Michael Thompson is the Director of Systems Management Product Marketing at SolarWinds.
When it comes to determining the best way to store the massive amounts of private enterprise data generated every day, organizations are faced with two choices: what might be considered the traditional approach—on-premises storage systems, or an external, hosted solution through cloud computing providers. Although many companies continue to invest in local storage, cloud-based storage is beginning to become a potential fit for some. In fact, it’s expected that 36 percent of all data will be stored in the cloud by 2016, up from just seven percent in 2013. Of course, while cloud storage may be an intriguing option, there are both positives and negatives associated with each approach, from cost to control to security.
Ultimately, organizations need to understand that there is no one-size-fits-all solution. Rather, identifying which approach—on-premises or cloud-based—provides the best fit for an organization based on individual needs is what it all comes down to. There are three key considerations to keep in mind when evaluating which option is best for almost any organization.
Data Control and Management
Control and management are the first key factors that should be considered. For organizations that want or need more control over their storage, on-premises infrastructure offers a wide range of options around service level and degrees of data protection. Offering greater support for file system replication, data tiering, snapshots and backup capabilities, physical hardware is often ideal for organizations looking to optimize performance for different types of applications and data within a single system. Furthermore, it provides greater ability to directly manage and fine-tune storage performance as part of the collective application stack, or AppStack, which consists of the underlying infrastructure needed to ensure optimal application performance. On-premises hardware also affords organizations more direct management of data security and compliance, whereas some cloud providers may not have the level of privacy needed to comply with specific data regulations.

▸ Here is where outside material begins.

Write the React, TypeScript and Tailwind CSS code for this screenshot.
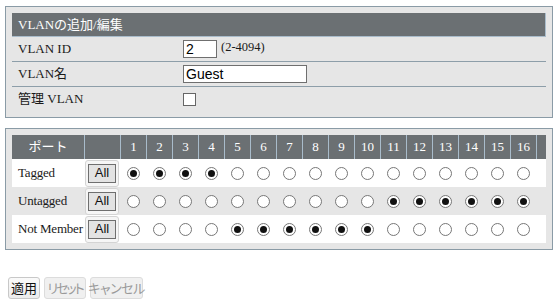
import React from "react";

const serif = "font-['Liberation_Serif','Noto_Sans_CJK_JP',serif]";

const tagged = [1, 1, 1, 1, 0, 0, 0, 0, 0, 0, 0, 0, 0, 0, 0, 0];
const untagged = [0, 0, 0, 0, 0, 0, 0, 0, 0, 0, 1, 1, 1, 1, 1, 1];
const notMember = [0, 0, 0, 0, 1, 1, 1, 1, 1, 1, 0, 0, 0, 0, 0, 0];

function Radio({ on }: { on: boolean }) {
  return (
    <span className="flex h-[13px] w-[13px] items-center justify-center rounded-full border border-[#777] bg-white">
      {on ? <span className="h-[7px] w-[7px] rounded-full bg-[#111]" /> : null}
    </span>
  );
}

function PortRow({ label, vals, bg }: { label: string; vals: number[]; bg: string }) {
  return (
    <div className={`grid h-[28px] grid-cols-[72px_36px_repeat(16,26px)_10px] items-center ${bg}`}>
      <div className={`${serif} whitespace-nowrap pl-[6px] text-[13px] tracking-[-0.2px] text-[#1a1a1a]`}>{label}</div>
      <div className="flex justify-center">
        <span className="flex h-[27px] w-[34px] items-center justify-center rounded-[3px] border border-[#d4d4d4] bg-[#f6f6f6]">
          <span className="flex h-[19px] w-[28px] items-center justify-center border border-[#6f6f6f] bg-[#e3e3e3] font-['Liberation_Sans',sans-serif] text-[13px] text-[#111]">
            All
          </span>
        </span>
      </div>
      {vals.map((v, i) => (
        <div key={i} className="flex justify-center">
          <Radio on={v === 1} />
        </div>
      ))}
      <div />
    </div>
  );
}

export default function App() {
  return (
    <div className="h-[305px] w-[559px] bg-white pl-[5px] pt-[6px]">
      {/* Panel 1 */}
      <div className="w-[548px] border border-[#8a9ba6] bg-[#e6e6e6] p-[6px]">
        <div className={`${serif} flex h-[24px] items-center border-b border-r border-[#a9bccb] bg-[#6b7073] pl-[6px] text-[13px] text-white`}>
          VLANの追加/編集
        </div>
        <div className="flex h-[25px] items-center border-b border-[#8d9ea9]">
          <div className={`${serif} w-[171px] pl-[6px] text-[13px] text-[#1a1a1a]`}>VLAN ID</div>
          <div className="flex items-start">
            <div className="flex h-[18px] w-[34px] items-center border border-[#6f6f6f] bg-white pl-[2px] font-['Liberation_Sans',sans-serif] text-[14px] text-black">
              2
            </div>
            <span className={`${serif} ml-[4px] -mt-[2px] text-[12.5px] text-[#1a1a1a]`}>(2-4094)</span>
          </div>
        </div>
        <div className="flex h-[25px] items-center border-b border-[#8d9ea9]">
          <div className={`${serif} w-[171px] pl-[6px] text-[13px] text-[#1a1a1a]`}>VLAN名</div>
          <div className="flex h-[18px] w-[124px] items-center border border-[#6f6f6f] bg-white pl-[2px] font-['Liberation_Sans',sans-serif] text-[14px] text-black">
            Guest
          </div>
        </div>
        <div className="flex h-[24px] items-center">
          <div className={`${serif} w-[171px] pl-[6px] text-[13px] text-[#1a1a1a]`}>管理 VLAN</div>
          <span className="h-[13px] w-[13px] border border-[#666] bg-white" />
        </div>
      </div>

      {/* Panel 2 */}
      <div className="mt-[10px] w-[548px] border border-[#8a9ba6] bg-[#e6e6e6] p-[6px]">
        <div className={`${serif} grid h-[24px] grid-cols-[72px_36px_repeat(16,26px)_10px] bg-[#6b7073] text-[13px] text-white`}>
          <div className="flex items-center justify-center">ポート</div>
          <div className="border-l border-[#a9bccb]" />
          {Array.from({ length: 16 }, (_, i) => (
            <div key={i} className="flex items-center justify-center border-l border-[#a9bccb]">
              {i + 1}
            </div>
          ))}
          <div className="border-l border-[#a9bccb]" />
        </div>
        <PortRow label="Tagged" vals={tagged} bg="bg-white" />
        <PortRow label="Untagged" vals={untagged} bg="bg-[#e6e6e6]" />
        <PortRow label="Not Member" vals={notMember} bg="bg-white" />
      </div>

      {/* Buttons */}
      <div className="mt-[27px] flex gap-[4px] pl-[3px] font-['Noto_Sans_CJK_JP',sans-serif] text-[13px] [font-feature-settings:'palt']">
        <button className="flex h-[22px] w-[32px] items-center justify-center whitespace-nowrap rounded-[3px] border border-[#c8c8c8] bg-gradient-to-b from-[#fafafa] to-[#ececec] text-[#111]">
          適用
        </button>
        <button className="flex h-[22px] w-[42px] items-center justify-center whitespace-nowrap rounded-[3px] border border-[#dcdcdc] bg-[#f0f0f0] tracking-[-2px] text-[#9a9a9a]">
          リセット
        </button>
        <button className="flex h-[22px] w-[53px] items-center justify-center whitespace-nowrap rounded-[3px] border border-[#dcdcdc] bg-[#f0f0f0] tracking-[-0.5px] text-[#9a9a9a]">
          キャンセル
        </button>
      </div>
    </div>
  );
}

By contrast, businesses that choose to leverage the services of a cloud provider, such as Amazon Web Services, must contend with the terms laid out in the service-level agreement (SLA). They don’t have to manage as closely, but they also don’t have the same level of control. If the initial SLA, which includes details such as the percentage of time services will be available, the number of users that can be served simultaneously and performance benchmarks, eventually becomes unsuitable, organizations must upgrade to the next highest—and more expensive—tier of storage for additional services and capabilities.
Nevertheless, for some, cloud storage can still provide a valuable alternative to physical hardware, such as small-to-medium sized business with a limited IT budget and staff that may find cloud storage’s built-in data management highly cost-effective despite the SLA. In addition, larger enterprises running cloud-based applications might choose to deploy cloud storage to ensure greater availability (see below).
Availability and Latency
The ability to store and access data at any point in time is a critical component of data storage solutions and greatly influences whether on-premises or cloud will be ideal for an organization. Although a relatively new alternative to on-premises storage, cloud storage availability may often exceed that of a traditional environment because the systems accessing the data typically won’t have a single point of failure and can be easily accessed from multiple locations.
However, an inherent challenge with offsite cloud storage is latency, which is difficult to reduce without ensuring the data is stored in a closer physical location—perhaps by choosing a cloud vendor that has a data center near a business’s center of operations. IT professionals managing storage for organizations with on-premises applications where latency or an inability to access data is a serious problem should make note of these potential cloud drawbacks.
On the other end of the spectrum, on-premises infrastructure can be configured for high availability, although often with a hefty price tag. Still, it can provide organizations with fast storage backed by fast storage networking, making an on-premises storage solution suitable for a number of different workloads that require high performance, low latency storage, such as server and desktop virtualization, or database applications.
Cost Savings (or Not)
Many companies continue to invest in physical hardware, but increasingly, especially as the cost of bandwidth lowers, the cloud is becoming attractive. With cloud-based storage, an organization can purchase only the amount of storage needed and pay a monthly fee for that storage, rather than having to buy an expensive on-premises hardware device that may carry a high initial capital cost—not to mention the added cost of providing space and power. This “grow as you go” capability may also help businesses looking to decrease initial spend. If it can be avoided, why buy an expensive 20 terabyte solution when the organization only needs half that storage right now, even if future growth may require it at some point?
However, organizations should be aware that while hosted cloud solutions significantly decrease overall capital expenses, there are often a handful of hidden costs, per provider and SLA, of course, that may increase operating costs. Provider charges per gigabyte of storage, per request and for each data transfer in and out of the cloud can quickly add up, resulting in less overall budget savings than many organizations expect. To effectively determine whether cloud computing is an affordable alternative to on-premises solutions, businesses should conduct sufficient due diligence with regard to pricing structures in SLAs so there are no surprise supplemental costs.
So, Which is Best?
It’s really not a question of which approach is best, but which will best meet the needs of an organization. As long as businesses have a need for a range of storage availability, protection, performance and compliance, with an IT budget to keep in mind, there will be a need for both on-premises and cloud storage solutions. IT pros should evaluate both options with specific day-to-day business needs in mind before determining whether to keep their data on the ground or move it up into the cloud.